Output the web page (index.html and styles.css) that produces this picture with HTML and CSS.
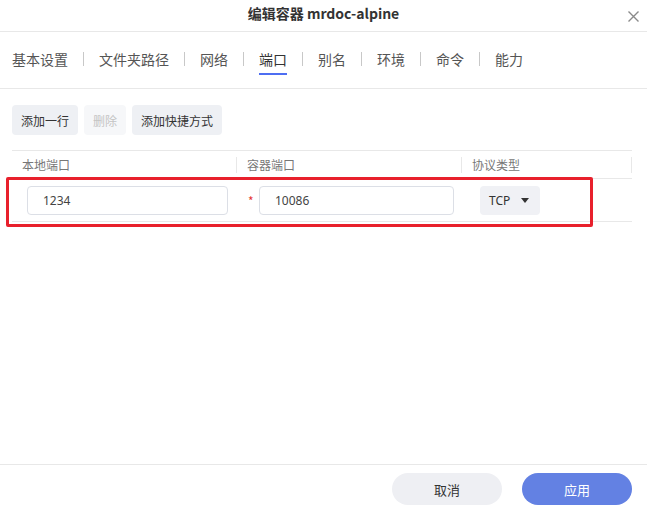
FILE: index.html
```html
<!DOCTYPE html>
<html lang="zh-CN">

<head>
    <meta charset="UTF-8">
    <meta name="viewport" content="width=device-width, initial-scale=1.0">
    <title>编辑容器</title>
    <link rel="stylesheet" href="styles.css">
</head>

<body>

    <div class="dialog">
        <div class="dialog-header">
            <span class="dialog-title">编辑容器 mrdoc-alpine</span>
            <span class="dialog-close">
                <svg width="11" height="11" viewBox="0 0 11 11">
                    <path d="M0.5 0.5 L10.5 10.5 M10.5 0.5 L0.5 10.5" stroke="#8a8a8a" stroke-width="1.4" fill="none" />
                </svg>
            </span>
        </div>

        <div class="tabs">
            <span class="tab">基本设置</span>
            <span class="tab-sep"></span>
            <span class="tab">文件夹路径</span>
            <span class="tab-sep"></span>
            <span class="tab">网络</span>
            <span class="tab-sep"></span>
            <span class="tab active">端口</span>
            <span class="tab-sep"></span>
            <span class="tab">别名</span>
            <span class="tab-sep"></span>
            <span class="tab">环境</span>
            <span class="tab-sep"></span>
            <span class="tab">命令</span>
            <span class="tab-sep"></span>
            <span class="tab">能力</span>
        </div>

        <div class="dialog-body">
            <div class="toolbar">
                <button type="button" class="btn-light">添加一行</button>
                <button type="button" class="btn-light" disabled>删除</button>
                <button type="button" class="btn-light">添加快捷方式</button>
            </div>

            <div class="port-table">
                <div class="row head">
                    <div class="cell">本地端口</div>
                    <div class="cell">容器端口</div>
                    <div class="cell">协议类型</div>
                </div>
                <div class="row data">
                    <div class="cell cell-local">
                        <input type="text" class="field field-local" value="1234">
                    </div>
                    <div class="cell cell-container">
                        <span class="required">*</span>
                        <input type="text" class="field field-container" value="10086">
                    </div>
                    <div class="cell cell-proto">
                        <div class="select">
                            <span>TCP</span>
                            <span class="caret"></span>
                        </div>
                    </div>
                </div>
                <div class="highlight"></div>
            </div>
        </div>

        <div class="dialog-footer">
            <button type="button" class="btn-round btn-cancel">取消</button>
            <button type="button" class="btn-round btn-apply">应用</button>
        </div>
    </div>

</body>

</html>
```

FILE: styles.css
```css
body {
    margin: 0;
    padding: 0;
    background-color: #fff;
    font-family: "Noto Sans CJK SC", "Liberation Sans", sans-serif;
    color: #333;
}

.dialog {
    width: 647px;
    height: 508px;
    display: flex;
    flex-direction: column;
}

.dialog-header {
    height: 31px;
    border-bottom: 1px solid #e8e8e8;
    display: flex;
    align-items: center;
    justify-content: center;
    position: relative;
}

.dialog-title {
    font-size: 14px;
    font-weight: bold;
    color: #333;
    margin-top: -6px;
}

.dialog-close {
    position: absolute;
    right: 8px;
    top: 11px;
    display: flex;
}

.tabs {
    height: 56px;
    border-bottom: 1px solid #e8e8e8;
    display: flex;
    align-items: center;
    padding-left: 12px;
    gap: 15px;
}

.tab {
    font-size: 14px;
    color: #555;
    position: relative;
    line-height: 20px;
    margin-top: -2px;
}

.tab.active {
    color: #333;
}

.tab.active::after {
    content: "";
    position: absolute;
    left: 0;
    right: 0;
    bottom: -6px;
    height: 2px;
    background-color: #4d6ef2;
}

.tab-sep {
    width: 1px;
    height: 14px;
    background-color: #c8c8c8;
    margin-top: -2px;
}

.dialog-body {
    flex: 1;
    padding: 16px 15px 0 12px;
}

.toolbar {
    display: flex;
    gap: 6px;
}

.btn-light {
    height: 30px;
    padding: 0 9px;
    border: none;
    border-radius: 4px;
    background-color: #eef0f4;
    color: #333;
    font-family: inherit;
    font-size: 12px;
    cursor: pointer;
}

.btn-light:disabled {
    background-color: #f6f7f9;
    color: #c4c4c4;
    cursor: default;
}

.port-table {
    margin-top: 15px;
    width: 620px;
    border-top: 1px solid #e8e8e8;
    position: relative;
}

.row {
    display: grid;
    grid-template-columns: 225px 225px 170px;
    border-bottom: 1px solid #e8e8e8;
}

.row.head .cell {
    height: 27px;
    font-size: 12px;
    color: #777;
    display: flex;
    align-items: center;
    padding-left: 10px;
    position: relative;
}

.row.head .cell::after {
    content: "";
    position: absolute;
    right: 0;
    top: 6px;
    width: 1px;
    height: 16px;
    background-color: #e8e8e8;
}

.row.data .cell {
    height: 42px;
    display: flex;
    align-items: center;
}

.cell-local {
    padding-left: 15px;
}

.cell-container {
    padding-left: 11px;
}

.cell-proto {
    padding-left: 18px;
}

.field {
    height: 29px;
    box-sizing: border-box;
    border: 1px solid #dcdfe6;
    border-radius: 4px;
    padding: 0 15px;
    font-family: "Noto Sans", "Liberation Sans", sans-serif;
    font-size: 12px;
    color: #444;
    outline: none;
}

.field-local {
    width: 201px;
}

.field-container {
    width: 195px;
}

.required {
    color: #e53935;
    font-size: 12px;
    width: 11px;
}

.select {
    width: 60px;
    height: 29px;
    box-sizing: border-box;
    border-radius: 4px;
    background-color: #f0f1f5;
    display: flex;
    align-items: center;
    padding-left: 9px;
    gap: 11px;
    font-family: "Noto Sans", "Liberation Sans", sans-serif;
    font-size: 12px;
    color: #333;
}

.caret {
    width: 0;
    height: 0;
    border-left: 4px solid transparent;
    border-right: 4px solid transparent;
    border-top: 5px solid #333;
}

.highlight {
    position: absolute;
    left: -6px;
    top: 26px;
    width: 581px;
    height: 44px;
    border: 3px solid #e8202c;
    border-radius: 2px;
    pointer-events: none;
}

.dialog-footer {
    height: 44px;
    box-sizing: border-box;
    border-top: 1px solid #e8e8e8;
    display: flex;
    justify-content: flex-end;
    align-items: flex-start;
    padding: 8px 15px 0 0;
    gap: 20px;
}

.btn-round {
    width: 110px;
    height: 32px;
    border: none;
    border-radius: 16px;
    font-family: inherit;
    font-size: 13px;
    cursor: pointer;
}

.btn-cancel {
    background-color: #eeeff3;
    color: #333;
}

.btn-apply {
    background-color: #6381e3;
    color: #fff;
}
```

##############################

• [What is asked]: Every line should be retyped exactly, with the pictures omitted.

• [Problem solution]:
Output the web page (index.html and styles.css) that produces this picture with HTML and CSS.
FILE: index.html
```html
<!DOCTYPE html>
<html lang="zh-CN">

<head>
    <meta charset="UTF-8">
    <meta name="viewport" content="width=device-width, initial-scale=1.0">
    <title>编辑容器</title>
    <link rel="stylesheet" href="styles.css">
</head>

<body>

    <div class="dialog">
        <div class="dialog-header">
            <span class="dialog-title">编辑容器 mrdoc-alpine</span>
            <span class="dialog-close">
                <svg width="11" height="11" viewBox="0 0 11 11">
                    <path d="M0.5 0.5 L10.5 10.5 M10.5 0.5 L0.5 10.5" stroke="#8a8a8a" stroke-width="1.4" fill="none" />
                </svg>
            </span>
        </div>

        <div class="tabs">
            <span class="tab">基本设置</span>
            <span class="tab-sep"></span>
            <span class="tab">文件夹路径</span>
            <span class="tab-sep"></span>
            <span class="tab">网络</span>
            <span class="tab-sep"></span>
            <span class="tab active">端口</span>
            <span class="tab-sep"></span>
            <span class="tab">别名</span>
            <span class="tab-sep"></span>
            <span class="tab">环境</span>
            <span class="tab-sep"></span>
            <span class="tab">命令</span>
            <span class="tab-sep"></span>
            <span class="tab">能力</span>
        </div>

        <div class="dialog-body">
            <div class="toolbar">
                <button type="button" class="btn-light">添加一行</button>
                <button type="button" class="btn-light" disabled>删除</button>
                <button type="button" class="btn-light">添加快捷方式</button>
            </div>

            <div class="port-table">
                <div class="row head">
                    <div class="cell">本地端口</div>
                    <div class="cell">容器端口</div>
                    <div class="cell">协议类型</div>
                </div>
                <div class="row data">
                    <div class="cell cell-local">
                        <input type="text" class="field field-local" value="1234">
                    </div>
                    <div class="cell cell-container">
                        <span class="required">*</span>
                        <input type="text" class="field field-container" value="10086">
                    </div>
                    <div class="cell cell-proto">
                        <div class="select">
                            <span>TCP</span>
                            <span class="caret"></span>
                        </div>
                    </div>
                </div>
                <div class="highlight"></div>
            </div>
        </div>

        <div class="dialog-footer">
            <button type="button" class="btn-round btn-cancel">取消</button>
            <button type="button" class="btn-round btn-apply">应用</button>
        </div>
    </div>

</body>

</html>
```

FILE: styles.css
```css
body {
    margin: 0;
    padding: 0;
    background-color: #fff;
    font-family: "Noto Sans CJK SC", "Liberation Sans", sans-serif;
    color: #333;
}

.dialog {
    width: 647px;
    height: 508px;
    display: flex;
    flex-direction: column;
}

.dialog-header {
    height: 31px;
    border-bottom: 1px solid #e8e8e8;
    display: flex;
    align-items: center;
    justify-content: center;
    position: relative;
}

.dialog-title {
    font-size: 14px;
    font-weight: bold;
    color: #333;
    margin-top: -6px;
}

.dialog-close {
    position: absolute;
    right: 8px;
    top: 11px;
    display: flex;
}

.tabs {
    height: 56px;
    border-bottom: 1px solid #e8e8e8;
    display: flex;
    align-items: center;
    padding-left: 12px;
    gap: 15px;
}

.tab {
    font-size: 14px;
    color: #555;
    position: relative;
    line-height: 20px;
    margin-top: -2px;
}

.tab.active {
    color: #333;
}

.tab.active::after {
    content: "";
    position: absolute;
    left: 0;
    right: 0;
    bottom: -6px;
    height: 2px;
    background-color: #4d6ef2;
}

.tab-sep {
    width: 1px;
    height: 14px;
    background-color: #c8c8c8;
    margin-top: -2px;
}

.dialog-body {
    flex: 1;
    padding: 16px 15px 0 12px;
}

.toolbar {
    display: flex;
    gap: 6px;
}

.btn-light {
    height: 30px;
    padding: 0 9px;
    border: none;
    border-radius: 4px;
    background-color: #eef0f4;
    color: #333;
    font-family: inherit;
    font-size: 12px;
    cursor: pointer;
}

.btn-light:disabled {
    background-color: #f6f7f9;
    color: #c4c4c4;
    cursor: default;
}

.port-table {
    margin-top: 15px;
    width: 620px;
    border-top: 1px solid #e8e8e8;
    position: relative;
}

.row {
    display: grid;
    grid-template-columns: 225px 225px 170px;
    border-bottom: 1px solid #e8e8e8;
}

.row.head .cell {
    height: 27px;
    font-size: 12px;
    color: #777;
    display: flex;
    align-items: center;
    padding-left: 10px;
    position: relative;
}

.row.head .cell::after {
    content: "";
    position: absolute;
    right: 0;
    top: 6px;
    width: 1px;
    height: 16px;
    background-color: #e8e8e8;
}

.row.data .cell {
    height: 42px;
    display: flex;
    align-items: center;
}

.cell-local {
    padding-left: 15px;
}

.cell-container {
    padding-left: 11px;
}

.cell-proto {
    padding-left: 18px;
}

.field {
    height: 29px;
    box-sizing: border-box;
    border: 1px solid #dcdfe6;
    border-radius: 4px;
    padding: 0 15px;
    font-family: "Noto Sans", "Liberation Sans", sans-serif;
    font-size: 12px;
    color: #444;
    outline: none;
}

.field-local {
    width: 201px;
}

.field-container {
    width: 195px;
}

.required {
    color: #e53935;
    font-size: 12px;
    width: 11px;
}

.select {
    width: 60px;
    height: 29px;
    box-sizing: border-box;
    border-radius: 4px;
    background-color: #f0f1f5;
    display: flex;
    align-items: center;
    padding-left: 9px;
    gap: 11px;
    font-family: "Noto Sans", "Liberation Sans", sans-serif;
    font-size: 12px;
    color: #333;
}

.caret {
    width: 0;
    height: 0;
    border-left: 4px solid transparent;
    border-right: 4px solid transparent;
    border-top: 5px solid #333;
}

.highlight {
    position: absolute;
    left: -6px;
    top: 26px;
    width: 581px;
    height: 44px;
    border: 3px solid #e8202c;
    border-radius: 2px;
    pointer-events: none;
}

.dialog-footer {
    height: 44px;
    box-sizing: border-box;
    border-top: 1px solid #e8e8e8;
    display: flex;
    justify-content: flex-end;
    align-items: flex-start;
    padding: 8px 15px 0 0;
    gap: 20px;
}

.btn-round {
    width: 110px;
    height: 32px;
    border: none;
    border-radius: 16px;
    font-family: inherit;
    font-size: 13px;
    cursor: pointer;
}

.btn-cancel {
    background-color: #eeeff3;
    color: #333;
}

.btn-apply {
    background-color: #6381e3;
    color: #fff;
}
```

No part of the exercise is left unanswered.